Tabletop wargamers, perhaps. People whose experience with tabletop games involved playing to win and finding ways to make groups whose individual members have different capabilities into more than the sum of their parts. Now, where was early D&D sold and who was it sold to?
 

Which is why the saga noble is a better model than the warlord. It is broad enough to be a class.
Agreed. We need a more support focused base class.

And if someone wants a more fightery style, they can multi-class noble/fighter. Or a sub-class.


Also, i feel like we could skip some issues if we used the name "spell-less bard".
For some reason no one seems to care that a bard inspires you for +1 to hit, or can inspire you to regain HP.
 

Tabletop wargamers, perhaps. People whose experience with tabletop games involved playing to win and finding ways to make groups whose individual members have different capabilities into more than the sum of their parts. Now, where was early D&D sold and who was it sold to?

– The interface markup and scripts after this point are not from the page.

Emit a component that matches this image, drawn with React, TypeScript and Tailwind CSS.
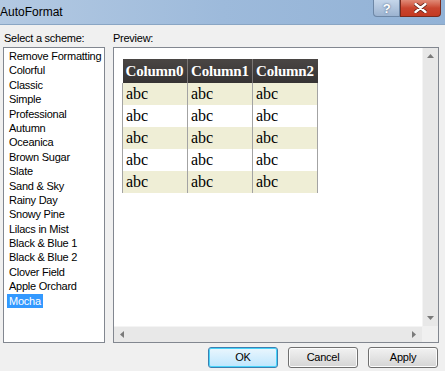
import React from "react";

const schemes = [
  "Remove Formatting",
  "Colorful",
  "Classic",
  "Simple",
  "Professional",
  "Autumn",
  "Oceanica",
  "Brown Sugar",
  "Slate",
  "Sand & Sky",
  "Rainy Day",
  "Snowy Pine",
  "Lilacs in Mist",
  "Black & Blue 1",
  "Black & Blue 2",
  "Clover Field",
  "Apple Orchard",
  "Mocha",
];

const rows = [0, 1, 2, 3, 4];

function Arrow({ dir }: { dir: "up" | "down" | "left" | "right" }) {
  const pts = {
    up: "0,4 3.5,0 7,4",
    down: "0,0 3.5,4 7,0",
    left: "4,0 0,3.5 4,7",
    right: "0,0 4,3.5 0,7",
  }[dir];
  const w = dir === "up" || dir === "down" ? 7 : 4;
  const h = dir === "up" || dir === "down" ? 4 : 7;
  return (
    <svg width={w} height={h} viewBox={`0 0 ${w} ${h}`}>
      <polygon points={pts} fill="#7a7a7a" />
    </svg>
  );
}

function Btn({ label, focused }: { label: string; focused?: boolean }) {
  return (
    <button
      className={
        focused
          ? "w-[70px] h-[21px] rounded-[3px] border border-[#3c7fb1] bg-gradient-to-b from-[#eaf6fd] to-[#bee6fd] text-[11px] text-black shadow-[inset_0_0_0_1px_#48d4fa]"
          : "w-[70px] h-[21px] rounded-[3px] border border-[#707070] bg-gradient-to-b from-[#f2f2f2] to-[#d5d5d5] text-[11px] text-black shadow-[inset_0_0_0_1px_#fcfcfc]"
      }
    >
      {label}
    </button>
  );
}

export default function App() {
  return (
    <div
      className="w-[445px] h-[371px] bg-[#f0f0f0] overflow-hidden flex flex-col text-[11px] text-black tracking-[-0.25px]"
      style={{ fontFamily: '"Liberation Sans", Arial, sans-serif' }}
    >
      {/* title bar */}
      <div className="h-[25px] flex items-start bg-gradient-to-r from-[#b3c9e2] via-[#9dbadb] to-[#92b2d6] border-b border-[#8aa6c4]">
        <div className="mt-[5px] text-[12px] leading-[15px] tracking-normal text-black">AutoFormat</div>
        <div className="ml-auto flex mr-[4px]">
          <div className="w-[27px] h-[17px] rounded-bl-[4px] border border-[#6d87a6] border-t-0 bg-gradient-to-b from-[#c5d6ea] to-[#9cb3d0] flex items-center justify-center text-[13px] font-bold text-white leading-none [text-shadow:0_0_2px_#3b5576]">
            ?
          </div>
          <div className="w-[41px] h-[17px] rounded-br-[4px] border border-[#7a2a1c] border-t-0 bg-gradient-to-b from-[#e08a77] via-[#c9452f] to-[#c43a22] flex items-center justify-center">
            <svg width="13" height="10" viewBox="0 0 13 10">
              <path d="M1.5 1 L11.5 9 M11.5 1 L1.5 9" stroke="#5a1a10" strokeWidth="4" strokeLinecap="round" />
              <path d="M1.5 1 L11.5 9 M11.5 1 L1.5 9" stroke="#ffffff" strokeWidth="2.4" strokeLinecap="round" />
            </svg>
          </div>
        </div>
      </div>

      {/* body */}
      <div className="flex pt-[6px] pl-[3px] gap-[8px]">
        <div className="w-[102px] flex flex-col">
          <div className="h-[16px] leading-[14px] pl-[1px] whitespace-nowrap">Select a scheme:</div>
          <div className="h-[296px] border border-[#828790] bg-white pt-[1px] overflow-hidden">
            {schemes.map((s) => (
              <div key={s} className="h-[14.4px] leading-[14px] whitespace-nowrap">
                <span
                  className={
                    s === "Mocha"
                      ? "inline-block ml-[3px] px-[2px] bg-[#3399ff] text-white"
                      : "inline-block ml-[3px] px-[2px]"
                  }
                >
                  {s}
                </span>
              </div>
            ))}
          </div>
        </div>

        <div className="w-[326px] flex flex-col">
          <div className="h-[16px] leading-[14px]">Preview:</div>
          <div className="h-[296px] border border-[#828790] bg-white flex flex-col">
            <div className="flex flex-1">
              <div className="flex-1 pl-[8px] pt-[11px]">
                <table
                  className="border-collapse table-fixed w-[195px] text-[16px] tracking-normal"
                  style={{ fontFamily: '"Liberation Serif", "Times New Roman", serif' }}
                >
                  <thead>
                    <tr className="bg-gradient-to-b from-[#4a4644] to-[#363333] text-white">
                      {["Column0", "Column1", "Column2"].map((c, i) => (
                        <th
                          key={c}
                          className={
                            i < 2
                              ? "w-[65px] h-[24px] px-[3px] text-left font-bold text-[15px] tracking-[-0.2px] whitespace-nowrap border-r border-[#7a7674]"
                              : "w-[65px] h-[24px] px-[3px] text-left font-bold text-[15px] tracking-[-0.2px] whitespace-nowrap"
                          }
                        >
                          {c}
                        </th>
                      ))}
                    </tr>
                  </thead>
                  <tbody>
                    {rows.map((r) => (
                      <tr key={r} className={r % 2 === 0 ? "bg-[#efeed6]" : "bg-white"}>
                        {[0, 1, 2].map((c) => (
                          <td
                            key={c}
                            className={
                              c === 0
                                ? "h-[22px] px-[3px] border-l border-r border-[#a3a3a3] leading-[22px]"
                                : "h-[22px] px-[3px] border-r border-[#a3a3a3] leading-[22px]"
                            }
                          >
                            abc
                          </td>
                        ))}
                      </tr>
                    ))}
                  </tbody>
                </table>
              </div>
              <div className="w-[16px] bg-[#e8e8e8] border-l border-[#f4f4f4] flex flex-col items-center justify-between py-[6px]">
                <Arrow dir="up" />
                <Arrow dir="down" />
              </div>
            </div>
            <div className="h-[16px] flex">
              <div className="flex-1 bg-[#e8e8e8] border-t border-[#f4f4f4] flex items-center justify-between px-[6px]">
                <Arrow dir="left" />
                <Arrow dir="right" />
              </div>
              <div className="w-[16px] bg-[#f0f0f0]" />
            </div>
          </div>
        </div>
      </div>

      {/* buttons */}
      <div className="flex justify-end gap-[10px] pr-[7px] mt-[4px]">
        <Btn label="OK" focused />
        <Btn label="Cancel" />
        <Btn label="Apply" />
      </div>
    </div>
  );
}
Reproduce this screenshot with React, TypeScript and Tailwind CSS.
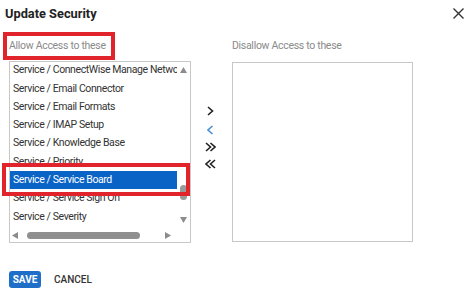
import React from 'react';

const items = [
  'Service / ConnectWise Manage Network',
  'Service / Email Connector',
  'Service / Email Formats',
  'Service / IMAP Setup',
  'Service / Knowledge Base',
  'Service / Priority',
  'Service / Service Board',
  'Service / Service Sign On',
  'Service / Severity',
];

const Tri = ({ dir }: { dir: 'up' | 'down' | 'left' | 'right' }) => {
  const pts = {
    up: '0,6 3.5,0 7,6',
    down: '0,0 3.5,6 7,0',
    left: '6,0 0,3.5 6,7',
    right: '0,0 6,3.5 0,7',
  }[dir];
  const vertical = dir === 'up' || dir === 'down';
  return (
    <svg width={vertical ? 7 : 6} height={vertical ? 6 : 7} className="shrink-0">
      <polygon points={pts} fill="#8c8c8c" />
    </svg>
  );
};

const Chevron = ({ dir, double, color }: { dir: 'left' | 'right'; double?: boolean; color: string }) => {
  const one = (x: number) =>
    dir === 'right' ? `M${x} 1 L${x + 4.5} 5 L${x} 9` : `M${x + 4.5} 1 L${x} 5 L${x + 4.5} 9`;
  return (
    <svg width={double ? 11 : 7} height={10} fill="none" stroke={color} strokeWidth={1.6}>
      <path d={one(1)} />
      {double && <path d={one(5.5)} />}
    </svg>
  );
};

const App = () => {
  return (
    <div className="w-[474px] h-[304px] bg-white flex flex-col font-['Roboto','Liberation_Sans',sans-serif] text-[#333]">
      {/* Header */}
      <div className="h-[32px] flex items-start justify-between pl-[5px] pr-[10px]">
        <h1 className="pt-[6px] text-[12.8px] leading-[16px] font-bold text-[#222]">Update Security</h1>
        <svg width="11" height="11" className="mt-[8px]" stroke="#333" strokeWidth="1.4">
          <path d="M0.5 0.5 L10.5 10.5 M10.5 0.5 L0.5 10.5" />
        </svg>
      </div>

      <div className="flex">
        {/* Left column */}
        <div className="flex flex-col pl-[3px]">
          <div className="w-[112px] h-[28px] border-4 border-[#e1232b] flex items-center pl-[2px] text-[10.5px] tracking-[-0.3px] text-[#8a8a8a] whitespace-nowrap">
            Allow Access to these
          </div>
          <div className="ml-[6px] mt-[1px] w-[182px] h-[182px] border border-[#c8c8c8] flex relative">
            <div className="flex flex-col w-[167px]">
              <div className="flex-1 overflow-hidden">
                <div className="-mt-[1px]">
                  {items.map((it, i) => (
                    <div
                      key={it}
                      className={`h-[18.3px] flex items-center pl-[3px] text-[10.5px] tracking-[-0.4px] whitespace-nowrap overflow-hidden ${
                        i === 6 ? 'bg-[#0a64c6] text-white' : 'text-[#333]'
                      }`}
                    >
                      {it}
                    </div>
                  ))}
                </div>
              </div>
              <div className="h-[14px] flex items-center pl-[2px]">
                <Tri dir="left" />
                <div className="ml-[9px] w-[113px] h-[7px] rounded-full bg-[#8f8f8f]" />
                <div className="ml-[25px]">
                  <Tri dir="right" />
                </div>
              </div>
            </div>
            <div className="w-[13px] flex flex-col items-center pt-[5px]">
              <Tri dir="up" />
              <div className="mt-[112px] w-[7px] h-[15px] rounded-full bg-[#9a9a9a]" />
              <div className="mt-[17px]">
                <Tri dir="down" />
              </div>
            </div>
            {/* annotation */}
            <div className="absolute left-[-8px] top-[101px] w-[188px] h-[33px] border-4 border-[#e1232b] pointer-events-none" />
          </div>
        </div>

        {/* Middle arrows */}
        <div className="w-[41px] flex flex-col items-center pt-[74px] pr-[2px]">
          <Chevron dir="right" color="#222" />
          <div className="mt-[9px]">
            <Chevron dir="left" color="#4a8fd0" />
          </div>
          <div className="mt-[7px]">
            <Chevron dir="right" double color="#222" />
          </div>
          <div className="mt-[7px]">
            <Chevron dir="left" double color="#222" />
          </div>
        </div>

        {/* Right column */}
        <div className="flex flex-col">
          <div className="h-[28px] flex items-center text-[10.5px] tracking-[-0.3px] text-[#8a8a8a] whitespace-nowrap">
            Disallow Access to these
          </div>
          <div className="mt-[2px] w-[181px] h-[180px] border border-[#c8c8c8]" />
        </div>
      </div>

      {/* Footer */}
      <div className="flex items-center pl-[9px] mt-[28px] gap-[13px]">
        <button className="w-[32px] h-[17px] rounded-[3px] bg-[#1f6fc9] text-white text-[10px] font-bold leading-none">
          SAVE
        </button>
        <button className="text-[10px] font-medium text-[#333] leading-none">CANCEL</button>
      </div>
    </div>
  );
};

export default App;
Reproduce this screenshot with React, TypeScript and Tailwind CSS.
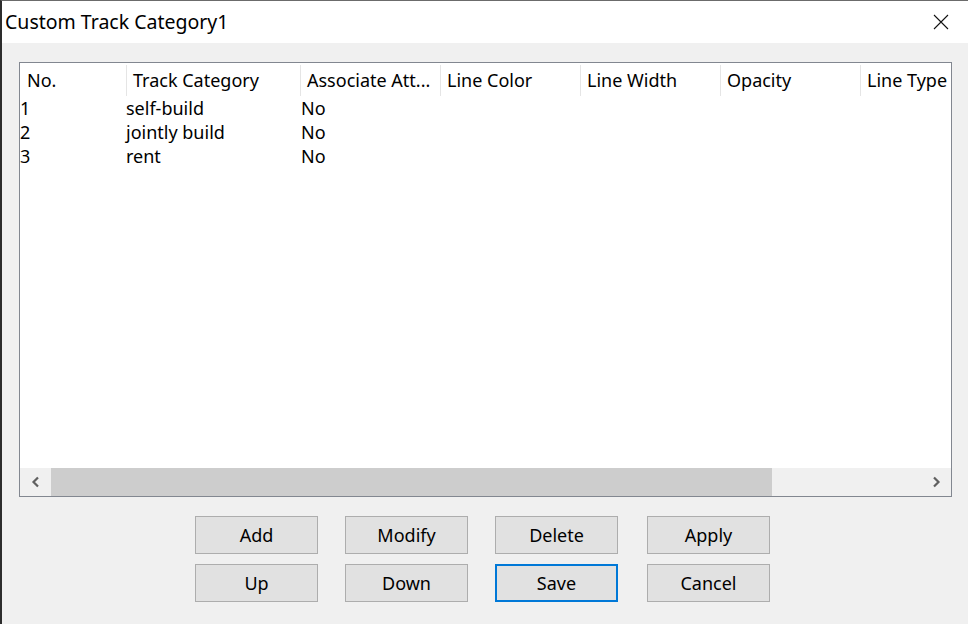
import React from 'react';

const columns = [
  { label: 'No.', width: 106 },
  { label: 'Track Category', width: 174 },
  { label: 'Associate Att...', width: 140 },
  { label: 'Line Color', width: 140 },
  { label: 'Line Width', width: 140 },
  { label: 'Opacity', width: 140 },
  { label: 'Line Type', width: 140 },
];

const rows = [
  ['1', 'self-build', 'No'],
  ['2', 'jointly build', 'No'],
  ['3', 'rent', 'No'],
];

const buttons = [
  ['Add', 'Modify', 'Delete', 'Apply'],
  ['Up', 'Down', 'Save', 'Cancel'],
];

function Chevron({ dir }: { dir: 'left' | 'right' }) {
  return (
    <svg width="10" height="12" viewBox="0 0 10 12">
      <polyline
        points={dir === 'left' ? '7,1.5 2.5,6 7,10.5' : '3,1.5 7.5,6 3,10.5'}
        fill="none"
        stroke="#606060"
        strokeWidth="2.2"
      />
    </svg>
  );
}

export default function App() {
  return (
    <div
      className="w-[968px] h-[624px] bg-[#f0f0f0] flex flex-col border-l-2 border-l-[#2d2d2d] border-t border-t-[#6b6b6b] overflow-hidden text-black"
      style={{ fontFamily: '"Noto Sans", "Open Sans", sans-serif' }}
    >
      {/* title bar */}
      <div className="h-[42px] bg-white flex items-center justify-between shrink-0">
        <span className="pl-[3px] text-[19.5px] leading-none pb-[1px]">Custom Track Category1</span>
        <svg width="16" height="16" viewBox="0 0 16 16" className="mr-[19px]">
          <path d="M1 1 L15 15 M15 1 L1 15" stroke="#111" strokeWidth="1.1" />
        </svg>
      </div>

      {/* list view */}
      <div className="ml-[17px] mt-[19px] w-[933px] h-[435px] border border-[#828790] bg-white flex flex-col shrink-0">
        <div className="flex-1 overflow-hidden">
          <div className="flex h-[33px] items-center">
            {columns.map((c, i) => (
              <div
                key={c.label}
                className={`h-[31px] mt-[2px] flex items-center shrink-0 whitespace-nowrap text-[18px] ${i === 0 ? 'pl-[7px]' : 'pl-[6px] border-l border-[#e5e5e5]'}`}
                style={{ width: c.width }}
              >
                {c.label}
              </div>
            ))}
          </div>
          {rows.map((r) => (
            <div key={r[0]} className="flex h-[24px] items-center text-[18px]">
              {r.map((cell, i) => (
                <div
                  key={i}
                  className={`shrink-0 whitespace-nowrap ${i === 2 ? 'pl-[1px]' : 'pl-0'}`}
                  style={{ width: columns[i].width }}
                >
                  {cell}
                </div>
              ))}
            </div>
          ))}
        </div>

        {/* horizontal scrollbar */}
        <div className="h-[28px] bg-[#f0f0f0] flex items-center shrink-0">
          <div className="w-[31px] h-full flex items-center justify-center">
            <Chevron dir="left" />
          </div>
          <div className="w-[721px] h-full bg-[#cdcdcd]" />
          <div className="flex-1" />
          <div className="w-[31px] h-full flex items-center justify-center">
            <Chevron dir="right" />
          </div>
        </div>
      </div>

      {/* button grid */}
      <div className="mt-[19px] ml-[193px] flex flex-col gap-[10px]">
        {buttons.map((row, ri) => (
          <div key={ri} className="flex gap-[27px]">
            {row.map((label, ci) => (
              <div
                key={label}
                className={`w-[123px] h-[38px] bg-[#e1e1e1] flex items-center justify-center text-[18px] ${label === 'Save' ? 'border-2 border-[#0078d7]' : 'border border-[#adadad]'} ${ci === 3 ? 'ml-[2px]' : ''}`}
              >
                {label}
              </div>
            ))}
          </div>
        ))}
      </div>
    </div>
  );
}
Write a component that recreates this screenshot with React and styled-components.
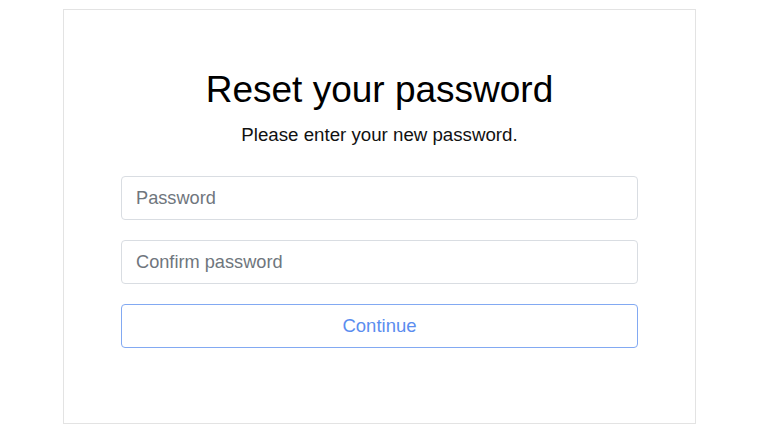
import React from "react";
import styled, { createGlobalStyle } from "styled-components";

const Global = createGlobalStyle`
  html, body { margin: 0; padding: 0; background: #ffffff; }
  body { font-family: "Liberation Sans", Arial, sans-serif; }
  * { box-sizing: border-box; }
`;

const Page = styled.div`
  padding: 9px 0 0 63px;
  width: 768px;
  height: 434px;
`;

const Card = styled.div`
  width: 633px;
  height: 415px;
  border: 1px solid #e3e3e3;
  background: #fff;
  padding: 57px 57px 0 57px;
  display: flex;
  flex-direction: column;
  align-items: stretch;
`;

const Title = styled.h1`
  margin: 0;
  font-size: 37px;
  line-height: 46px;
  font-weight: 400;
  color: #000;
  text-align: center;
`;

const Subtitle = styled.p`
  margin: 11px 0 0;
  font-size: 18.7px;
  line-height: 22px;
  color: #111;
  text-align: center;
`;

const Form = styled.form`
  margin-top: 30px;
  display: flex;
  flex-direction: column;
  gap: 20px;
`;

const Input = styled.input`
  height: 44px;
  width: 100%;
  border: 1px solid #d9dde2;
  border-radius: 4px;
  padding: 0 14px;
  font-family: "Liberation Sans", Arial, sans-serif;
  font-size: 18.2px;
  color: #222;
  outline: none;
  &::placeholder { color: #6f767d; }
`;

const Button = styled.button`
  height: 44px;
  width: 100%;
  border: 1px solid #82a9f2;
  border-radius: 4px;
  background: #fff;
  color: #5b8def;
  font-family: "Liberation Sans", Arial, sans-serif;
  font-size: 18.5px;
  cursor: pointer;
`;

export default function App() {
  return (
    <>
      <Global />
      <Page>
        <Card>
          <Title>Reset your password</Title>
          <Subtitle>Please enter your new password.</Subtitle>
          <Form onSubmit={(e) => e.preventDefault()}>
            <Input type="password" placeholder="Password" />
            <Input type="password" placeholder="Confirm password" />
            <Button type="submit">Continue</Button>
          </Form>
        </Card>
      </Page>
    </>
  );
}
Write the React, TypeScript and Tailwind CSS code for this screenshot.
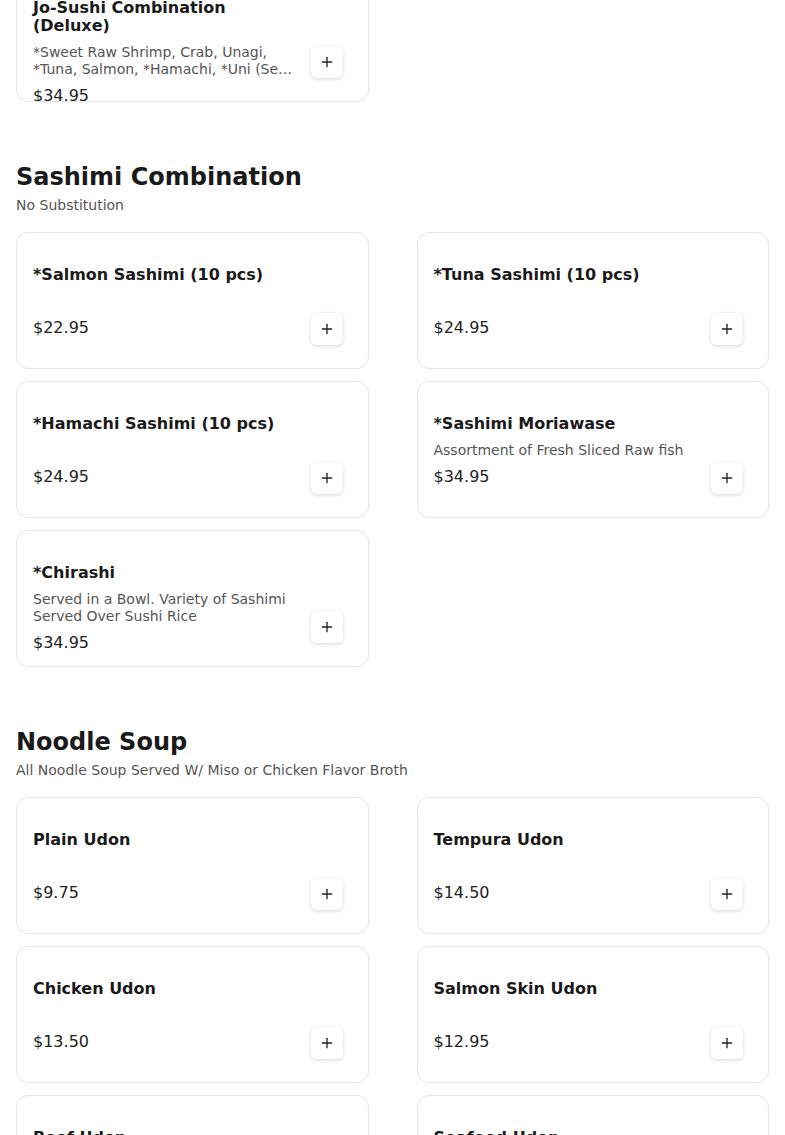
import { Plus } from 'lucide-react';

interface MenuItem {
  name: string;
  description?: string;
  price: string;
}

interface Section {
  title?: string;
  subtitle?: string;
  items: MenuItem[];
}

const sections: Section[] = [
  {
    items: [
      {
        name: 'Jo-Sushi Combination (Deluxe)',
        description:
          '*Sweet Raw Shrimp, Crab, Unagi, *Tuna, Salmon, *Hamachi, *Uni (Sea Urchin), *Ikura, Tamago & Tuna Roll',
        price: '$34.95',
      },
    ],
  },
  {
    title: 'Sashimi Combination',
    subtitle: 'No Substitution',
    items: [
      { name: '*Salmon Sashimi (10 pcs)', price: '$22.95' },
      { name: '*Tuna Sashimi (10 pcs)', price: '$24.95' },
      { name: '*Hamachi Sashimi (10 pcs)', price: '$24.95' },
      {
        name: '*Sashimi Moriawase',
        description: 'Assortment of Fresh Sliced Raw fish',
        price: '$34.95',
      },
      {
        name: '*Chirashi',
        description: 'Served in a Bowl. Variety of Sashimi Served Over Sushi Rice',
        price: '$34.95',
      },
    ],
  },
  {
    title: 'Noodle Soup',
    subtitle: 'All Noodle Soup Served W/ Miso or Chicken Flavor Broth',
    items: [
      { name: 'Plain Udon', price: '$9.75' },
      { name: 'Tempura Udon', price: '$14.50' },
      { name: 'Chicken Udon', price: '$13.50' },
      { name: 'Salmon Skin Udon', price: '$12.95' },
      { name: 'Beef Udon', price: '$14.95' },
      { name: 'Seafood Udon', price: '$16.95' },
    ],
  },
];

export default function App() {
  return (
    <div className="min-h-screen overflow-hidden bg-white font-['DejaVu_Sans',sans-serif] text-[#1a1a1a]">
      {/* page is shown scrolled: the previous section's last card sits partly above the top */}
      <div className="-mt-[35px] flex flex-col gap-[58px] px-4">
        {sections.map((section, i) => (
          <MenuSection key={i} section={section} />
        ))}
      </div>
    </div>
  );
}

function MenuSection({ section }: { section: Section }) {
  return (
    <section>
      {section.title && (
        <div className="mb-[17px]">
          <h2 className="pt-[1px] text-2xl leading-8 font-bold">{section.title}</h2>
          <p className="mt-[2px] text-sm leading-5 text-[#555]">{section.subtitle}</p>
        </div>
      )}
      <div className="grid grid-cols-2 gap-x-12 gap-y-3">
        {section.items.map((item) => (
          <MenuCard key={item.name} item={item} />
        ))}
      </div>
    </section>
  );
}

function MenuCard({ item }: { item: MenuItem }) {
  return (
    <div className="flex h-[137px] overflow-hidden rounded-xl border border-[#e5e5e5] bg-white pr-[25px] pl-4">
      <div className="min-w-0 flex-1 pt-[33px]">
        <h3 className="text-base leading-[18px] font-bold">{item.name}</h3>
        <p className="mt-[9px] line-clamp-2 min-h-[17px] text-sm leading-[17px] text-[#555]">
          {item.description}
        </p>
        <p className="mt-[6px] text-base leading-6 text-[#222]">{item.price}</p>
      </div>
      <button className="mt-[80px] ml-4 flex h-8 w-8 shrink-0 items-center justify-center rounded-md bg-white text-[#222] shadow-[0_1px_4px_rgba(0,0,0,0.16)]">
        <Plus className="h-4 w-4" strokeWidth={2} />
      </button>
    </div>
  );
}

That could be true, that many original players were wargamers and were predisposed to think of the game tactically, as a team against the DM's monsters, and thus envisioned optimal tactics given the rules. I did not know any of these people. I was introduced to the game when basic D&D (one of the colored boxes) was first introduced and the market swelled to many orders of magnitude beyond the original wargamers.

This D&D was not a wargame to the players I knew, it was taught as an exploration game, a puzzle solving game, a find the treasure and evade the bad guys game, with some combat involved some times, but usually not so difficult or complicated that it required coordinated tactics to defeat the baddies, and if it got tough, you ran away! It was a thinking game, where the group was involved in finding a solution or forming a plan; and it was a game of experimenting to see what happened. Combats were relatively easy, and they were not the focus.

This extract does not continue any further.